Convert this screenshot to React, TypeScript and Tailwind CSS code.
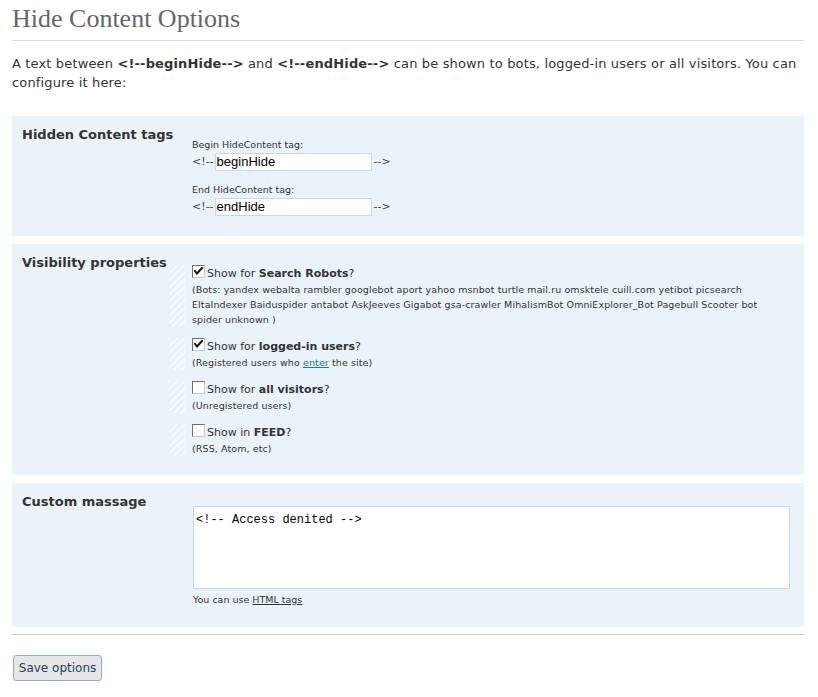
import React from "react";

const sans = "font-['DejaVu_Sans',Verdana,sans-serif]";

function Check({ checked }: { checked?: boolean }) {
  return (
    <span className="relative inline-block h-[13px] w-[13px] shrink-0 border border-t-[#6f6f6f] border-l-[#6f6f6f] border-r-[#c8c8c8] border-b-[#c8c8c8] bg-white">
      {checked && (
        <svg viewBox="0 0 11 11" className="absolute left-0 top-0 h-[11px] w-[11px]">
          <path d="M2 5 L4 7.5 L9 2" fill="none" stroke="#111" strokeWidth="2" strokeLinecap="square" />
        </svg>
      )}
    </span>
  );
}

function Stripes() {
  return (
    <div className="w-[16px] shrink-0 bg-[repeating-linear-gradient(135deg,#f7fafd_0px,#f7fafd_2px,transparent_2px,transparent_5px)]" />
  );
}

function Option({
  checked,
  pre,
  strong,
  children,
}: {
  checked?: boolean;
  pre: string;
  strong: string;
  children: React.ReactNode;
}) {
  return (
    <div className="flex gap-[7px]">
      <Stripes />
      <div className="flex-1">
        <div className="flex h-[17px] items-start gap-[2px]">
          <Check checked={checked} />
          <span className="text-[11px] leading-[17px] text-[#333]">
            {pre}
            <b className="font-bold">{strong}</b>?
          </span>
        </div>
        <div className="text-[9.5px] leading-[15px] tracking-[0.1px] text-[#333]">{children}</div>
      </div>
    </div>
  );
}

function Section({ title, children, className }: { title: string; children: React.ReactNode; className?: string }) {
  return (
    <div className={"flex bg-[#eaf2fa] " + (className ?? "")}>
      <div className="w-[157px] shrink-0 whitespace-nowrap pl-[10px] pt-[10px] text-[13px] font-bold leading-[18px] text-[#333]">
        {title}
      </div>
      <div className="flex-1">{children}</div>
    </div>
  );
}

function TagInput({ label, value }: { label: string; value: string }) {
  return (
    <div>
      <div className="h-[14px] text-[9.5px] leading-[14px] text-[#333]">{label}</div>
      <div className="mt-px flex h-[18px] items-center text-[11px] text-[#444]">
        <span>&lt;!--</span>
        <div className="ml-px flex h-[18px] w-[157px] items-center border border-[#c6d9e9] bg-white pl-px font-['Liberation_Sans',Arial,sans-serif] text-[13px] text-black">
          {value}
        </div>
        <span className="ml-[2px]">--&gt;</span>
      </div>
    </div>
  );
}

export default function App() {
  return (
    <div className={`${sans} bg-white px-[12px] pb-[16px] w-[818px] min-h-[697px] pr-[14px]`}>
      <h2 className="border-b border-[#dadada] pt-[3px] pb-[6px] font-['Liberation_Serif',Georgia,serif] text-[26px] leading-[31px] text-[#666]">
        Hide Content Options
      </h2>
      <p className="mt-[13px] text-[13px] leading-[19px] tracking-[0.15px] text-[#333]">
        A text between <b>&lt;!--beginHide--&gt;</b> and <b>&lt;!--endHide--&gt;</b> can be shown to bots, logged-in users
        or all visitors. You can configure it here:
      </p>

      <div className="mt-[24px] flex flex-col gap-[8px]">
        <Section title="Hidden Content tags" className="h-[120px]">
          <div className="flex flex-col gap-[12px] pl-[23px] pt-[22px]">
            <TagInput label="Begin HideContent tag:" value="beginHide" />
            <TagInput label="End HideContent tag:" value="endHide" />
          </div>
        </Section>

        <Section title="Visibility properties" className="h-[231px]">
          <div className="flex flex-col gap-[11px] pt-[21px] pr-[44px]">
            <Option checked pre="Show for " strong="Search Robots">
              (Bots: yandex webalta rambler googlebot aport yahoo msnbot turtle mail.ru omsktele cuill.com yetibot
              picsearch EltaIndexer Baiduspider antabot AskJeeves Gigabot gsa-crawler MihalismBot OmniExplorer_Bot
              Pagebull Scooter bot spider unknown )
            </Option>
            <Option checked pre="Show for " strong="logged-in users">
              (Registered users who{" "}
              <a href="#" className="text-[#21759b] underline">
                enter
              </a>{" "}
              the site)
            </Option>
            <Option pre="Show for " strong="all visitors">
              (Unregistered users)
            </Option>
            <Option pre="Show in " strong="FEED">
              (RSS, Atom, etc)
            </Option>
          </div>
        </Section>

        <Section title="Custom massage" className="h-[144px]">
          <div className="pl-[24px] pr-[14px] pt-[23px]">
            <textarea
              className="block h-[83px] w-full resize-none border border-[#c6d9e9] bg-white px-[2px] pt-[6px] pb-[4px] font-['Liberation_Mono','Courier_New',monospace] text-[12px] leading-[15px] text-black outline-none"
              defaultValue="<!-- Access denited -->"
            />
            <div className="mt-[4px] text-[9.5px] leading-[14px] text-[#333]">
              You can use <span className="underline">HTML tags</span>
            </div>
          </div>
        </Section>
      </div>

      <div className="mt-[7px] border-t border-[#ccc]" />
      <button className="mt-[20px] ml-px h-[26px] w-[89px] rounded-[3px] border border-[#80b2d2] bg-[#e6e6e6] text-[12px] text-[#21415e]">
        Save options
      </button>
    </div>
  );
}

==

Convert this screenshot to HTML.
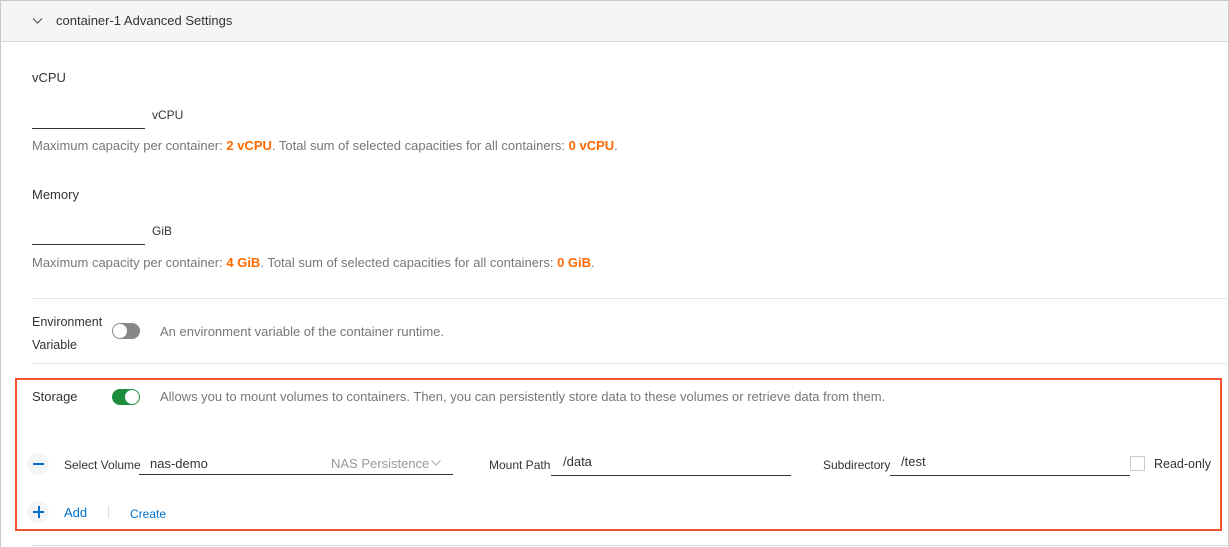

# The request:
Return every line containing "HTML".

# Answer for this exercise:
              You can use <span className="underline">HTML tags</span>
Convert this screenshot to HTML.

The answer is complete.